In an effort to address these problems, Human Rights First today outlined a series of key steps the U.S. government could take to minimize the likelihood that security contractors will be drawn into hostilities, as well as to ensure appropriate accountability and oversight of these contractors. Among the recommendations were the following key steps:
- Clarify private security contractors' functions and conduct: Restrictions on what functions private security contractors are asked to fulfill and on when they are permitted to use force are essential to maintaining the important distinction between combatants, who are legitimate military targets, and civilians who are not engaged in combat and so are not legitimate targets of war. Current U.S. policy on what functions and conduct private security contractors are allowed to engage in threatens to blur the essential international humanitarian law (IHL) distinctions between civilians and combatants, and jeopardize other civilians performing important roles in theater.
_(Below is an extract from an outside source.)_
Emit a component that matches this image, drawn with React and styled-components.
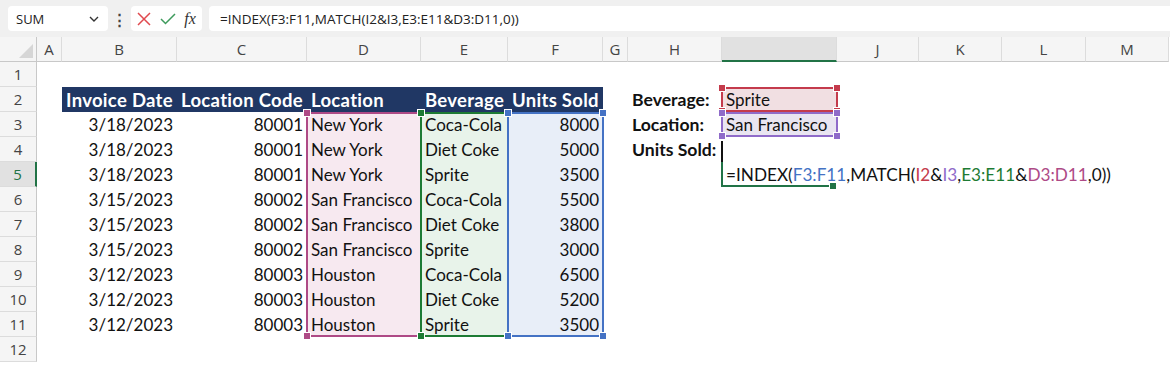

- Strengthen criminal accountability: Ensuring that sufficient laws, mechanisms and resources are in place to hold wartime contractors criminally responsible for serious abuses is essential to protecting the reputation of the United States as a nation committed to upholding the rule of law and to ensuring fulfillment of U.S. military missions abroad. When government contractors commit offenses that amount to serious violations of the law of armed conflict or human rights law, the government likewise is responsible to ensure the availability of effective mechanisms for investigating and prosecuting offenders. Meaningful accountability for U.S. contractors operating abroad will require clarification and expansion of U.S. criminal jurisdiction, an increase in investigatory and prosecutorial resources, and increased oversight and control over private security contractors in the field.
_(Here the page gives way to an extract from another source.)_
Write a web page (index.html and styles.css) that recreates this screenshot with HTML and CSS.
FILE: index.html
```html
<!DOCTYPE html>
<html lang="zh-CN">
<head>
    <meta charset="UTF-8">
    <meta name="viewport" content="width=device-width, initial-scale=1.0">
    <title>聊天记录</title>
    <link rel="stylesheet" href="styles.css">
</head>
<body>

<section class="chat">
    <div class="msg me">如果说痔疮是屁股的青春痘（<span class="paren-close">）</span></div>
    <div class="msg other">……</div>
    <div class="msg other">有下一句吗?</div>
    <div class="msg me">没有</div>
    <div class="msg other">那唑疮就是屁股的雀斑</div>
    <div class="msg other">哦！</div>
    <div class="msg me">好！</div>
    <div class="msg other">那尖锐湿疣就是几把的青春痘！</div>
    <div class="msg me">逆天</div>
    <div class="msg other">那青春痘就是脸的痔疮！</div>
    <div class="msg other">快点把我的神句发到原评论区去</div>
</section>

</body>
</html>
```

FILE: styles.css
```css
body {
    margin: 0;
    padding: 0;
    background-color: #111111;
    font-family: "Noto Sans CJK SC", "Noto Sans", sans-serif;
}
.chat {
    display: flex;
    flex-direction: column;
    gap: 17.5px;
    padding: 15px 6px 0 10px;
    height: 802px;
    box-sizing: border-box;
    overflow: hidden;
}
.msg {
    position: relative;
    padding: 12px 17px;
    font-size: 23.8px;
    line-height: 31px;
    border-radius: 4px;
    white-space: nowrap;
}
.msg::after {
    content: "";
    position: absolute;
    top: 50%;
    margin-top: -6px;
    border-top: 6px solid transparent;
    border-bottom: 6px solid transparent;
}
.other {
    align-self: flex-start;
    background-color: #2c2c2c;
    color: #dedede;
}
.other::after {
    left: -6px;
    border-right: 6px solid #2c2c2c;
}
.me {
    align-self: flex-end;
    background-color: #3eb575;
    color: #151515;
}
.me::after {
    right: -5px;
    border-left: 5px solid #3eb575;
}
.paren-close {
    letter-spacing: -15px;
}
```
Human Rights First has long monitored standards for private military contractors and worked to implement policies that ensure civilian safety and contractor accountability. In November 2008, Human Rights First issued three-stage blueprint, How to End Impunity for Private Security and Other Contractors: Blueprint for the Next Administration, that set forth concrete recommendations for action by then President-elect Obama beginning on day one and continuing through the first year of the next administration. In addition, Human Rights First released a comprehensive report, Private Security Contractors at War: Ending the Culture of Impunity, that laid out the broad problem of contractor impunity, analyzed the current legal framework, and set forth detailed recommendations to establish accountability.